# Supplied information:
----
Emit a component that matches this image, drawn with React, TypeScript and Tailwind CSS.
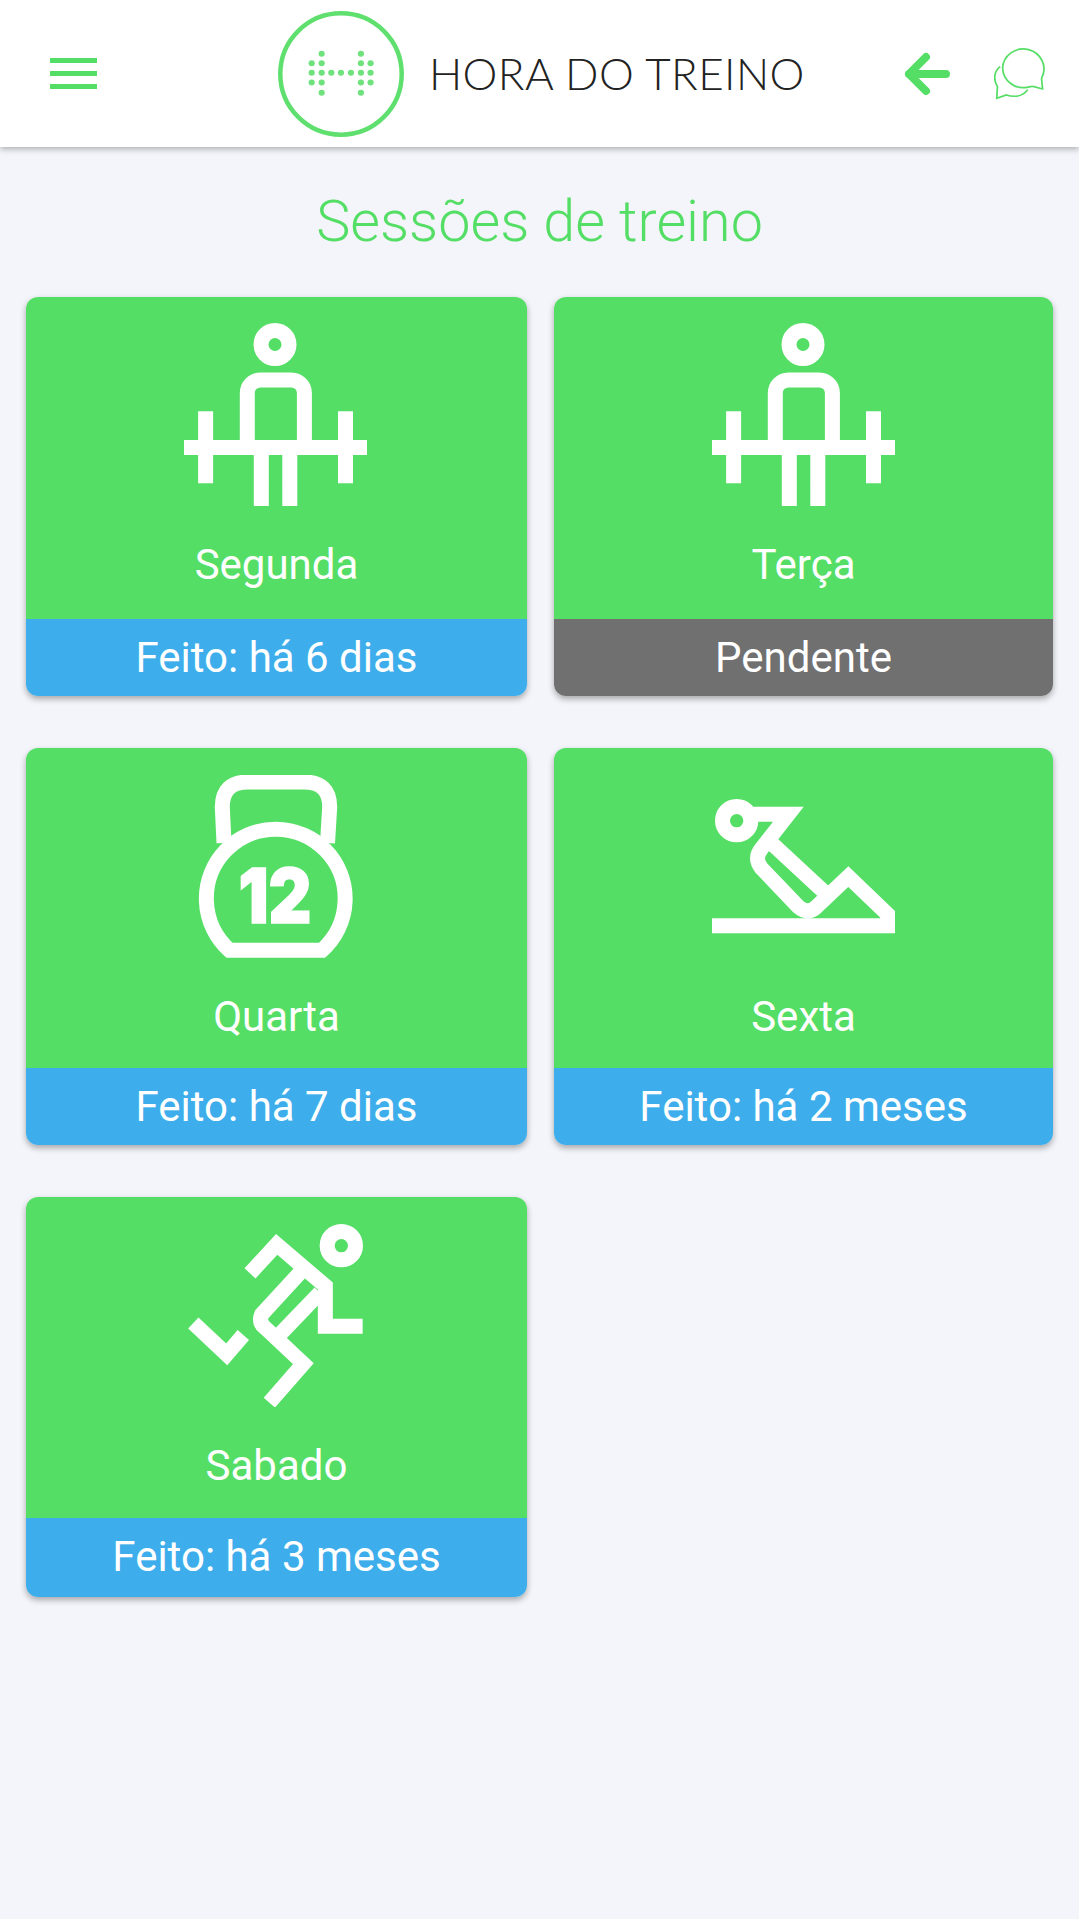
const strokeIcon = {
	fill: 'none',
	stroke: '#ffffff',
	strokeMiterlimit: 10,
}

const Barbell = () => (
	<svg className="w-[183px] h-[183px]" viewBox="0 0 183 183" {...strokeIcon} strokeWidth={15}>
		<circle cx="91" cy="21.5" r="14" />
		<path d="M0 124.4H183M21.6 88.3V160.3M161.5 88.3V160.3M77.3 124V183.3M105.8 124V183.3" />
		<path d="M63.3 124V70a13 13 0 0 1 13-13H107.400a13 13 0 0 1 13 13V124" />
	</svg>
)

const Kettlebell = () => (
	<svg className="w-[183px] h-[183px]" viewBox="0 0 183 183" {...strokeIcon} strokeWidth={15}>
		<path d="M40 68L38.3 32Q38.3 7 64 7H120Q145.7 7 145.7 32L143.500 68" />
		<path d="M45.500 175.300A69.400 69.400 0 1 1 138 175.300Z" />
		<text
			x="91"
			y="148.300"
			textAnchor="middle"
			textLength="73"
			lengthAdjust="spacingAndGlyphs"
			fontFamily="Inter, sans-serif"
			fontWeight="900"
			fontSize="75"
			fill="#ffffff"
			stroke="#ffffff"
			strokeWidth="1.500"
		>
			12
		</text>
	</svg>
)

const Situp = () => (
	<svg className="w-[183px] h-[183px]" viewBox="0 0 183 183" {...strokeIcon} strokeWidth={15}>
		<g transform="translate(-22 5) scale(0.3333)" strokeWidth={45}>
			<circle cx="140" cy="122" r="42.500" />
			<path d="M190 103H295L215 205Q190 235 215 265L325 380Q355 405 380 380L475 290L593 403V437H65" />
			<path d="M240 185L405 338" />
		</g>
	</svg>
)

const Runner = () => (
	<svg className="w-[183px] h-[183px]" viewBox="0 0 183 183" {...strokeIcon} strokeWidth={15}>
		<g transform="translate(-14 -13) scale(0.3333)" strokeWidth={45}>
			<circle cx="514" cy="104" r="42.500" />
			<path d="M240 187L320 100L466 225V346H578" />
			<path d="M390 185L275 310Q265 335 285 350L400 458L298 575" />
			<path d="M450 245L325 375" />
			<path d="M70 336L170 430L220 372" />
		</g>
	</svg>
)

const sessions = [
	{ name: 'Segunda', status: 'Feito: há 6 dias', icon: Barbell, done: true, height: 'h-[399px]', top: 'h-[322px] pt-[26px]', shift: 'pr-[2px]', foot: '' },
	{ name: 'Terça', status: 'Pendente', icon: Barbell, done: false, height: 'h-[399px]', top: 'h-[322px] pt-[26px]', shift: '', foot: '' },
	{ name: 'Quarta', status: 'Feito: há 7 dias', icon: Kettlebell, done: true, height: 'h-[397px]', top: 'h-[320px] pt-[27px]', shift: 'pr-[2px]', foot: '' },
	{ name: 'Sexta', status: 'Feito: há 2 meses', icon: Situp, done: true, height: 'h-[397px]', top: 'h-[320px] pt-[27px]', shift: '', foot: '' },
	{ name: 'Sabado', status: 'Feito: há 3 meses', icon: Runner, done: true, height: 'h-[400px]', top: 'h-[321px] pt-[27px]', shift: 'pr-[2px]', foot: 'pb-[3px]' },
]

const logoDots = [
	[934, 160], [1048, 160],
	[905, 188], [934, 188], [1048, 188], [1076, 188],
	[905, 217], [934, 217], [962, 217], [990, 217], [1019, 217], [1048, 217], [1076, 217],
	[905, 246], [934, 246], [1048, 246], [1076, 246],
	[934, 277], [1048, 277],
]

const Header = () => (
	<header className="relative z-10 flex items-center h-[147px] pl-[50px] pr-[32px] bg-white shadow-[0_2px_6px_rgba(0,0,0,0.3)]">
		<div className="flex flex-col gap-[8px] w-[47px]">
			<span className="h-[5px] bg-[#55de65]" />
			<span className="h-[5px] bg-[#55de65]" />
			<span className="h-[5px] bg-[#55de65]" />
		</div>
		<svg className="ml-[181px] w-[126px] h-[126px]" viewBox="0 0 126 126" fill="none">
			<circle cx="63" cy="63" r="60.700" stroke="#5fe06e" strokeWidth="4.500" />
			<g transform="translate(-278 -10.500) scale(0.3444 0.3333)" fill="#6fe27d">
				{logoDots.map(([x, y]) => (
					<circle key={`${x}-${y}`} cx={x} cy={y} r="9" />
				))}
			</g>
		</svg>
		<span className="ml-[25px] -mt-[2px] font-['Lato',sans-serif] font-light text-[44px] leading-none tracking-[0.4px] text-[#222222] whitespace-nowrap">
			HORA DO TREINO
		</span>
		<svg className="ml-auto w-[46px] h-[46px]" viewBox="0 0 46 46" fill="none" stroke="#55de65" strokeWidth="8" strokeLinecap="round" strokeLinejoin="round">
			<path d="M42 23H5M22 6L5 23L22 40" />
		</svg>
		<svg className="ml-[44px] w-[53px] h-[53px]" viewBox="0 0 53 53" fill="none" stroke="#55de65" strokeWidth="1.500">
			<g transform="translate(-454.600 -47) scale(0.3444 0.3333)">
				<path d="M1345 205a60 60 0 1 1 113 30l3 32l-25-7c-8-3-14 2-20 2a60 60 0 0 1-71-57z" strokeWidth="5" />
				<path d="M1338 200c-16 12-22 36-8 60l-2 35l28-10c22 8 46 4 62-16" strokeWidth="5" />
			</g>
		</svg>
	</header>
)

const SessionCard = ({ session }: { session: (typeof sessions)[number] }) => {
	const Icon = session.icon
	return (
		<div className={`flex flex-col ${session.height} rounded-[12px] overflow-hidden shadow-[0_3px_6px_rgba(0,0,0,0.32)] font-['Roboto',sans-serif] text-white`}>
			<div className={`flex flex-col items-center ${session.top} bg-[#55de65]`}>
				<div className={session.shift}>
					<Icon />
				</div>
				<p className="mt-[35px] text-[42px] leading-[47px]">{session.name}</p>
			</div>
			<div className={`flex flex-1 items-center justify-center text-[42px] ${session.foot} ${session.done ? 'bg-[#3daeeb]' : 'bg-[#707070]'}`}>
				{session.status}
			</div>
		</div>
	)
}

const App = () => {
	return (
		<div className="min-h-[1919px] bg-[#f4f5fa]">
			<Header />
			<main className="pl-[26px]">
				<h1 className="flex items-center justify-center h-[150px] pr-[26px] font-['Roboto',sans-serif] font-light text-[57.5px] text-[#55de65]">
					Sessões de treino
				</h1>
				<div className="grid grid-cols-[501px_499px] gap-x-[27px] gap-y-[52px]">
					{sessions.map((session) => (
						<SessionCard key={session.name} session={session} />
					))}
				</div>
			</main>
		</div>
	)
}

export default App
----
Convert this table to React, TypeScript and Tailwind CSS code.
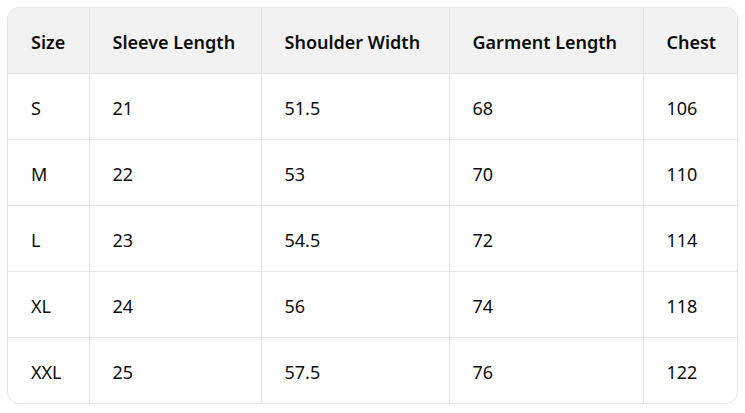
----
# What the task requires:
Copy each line of the listing in which the word "React" can be found.

# Correct result:
Emit a component that matches this image, drawn with React, TypeScript and Tailwind CSS.
Convert this table to React, TypeScript and Tailwind CSS code.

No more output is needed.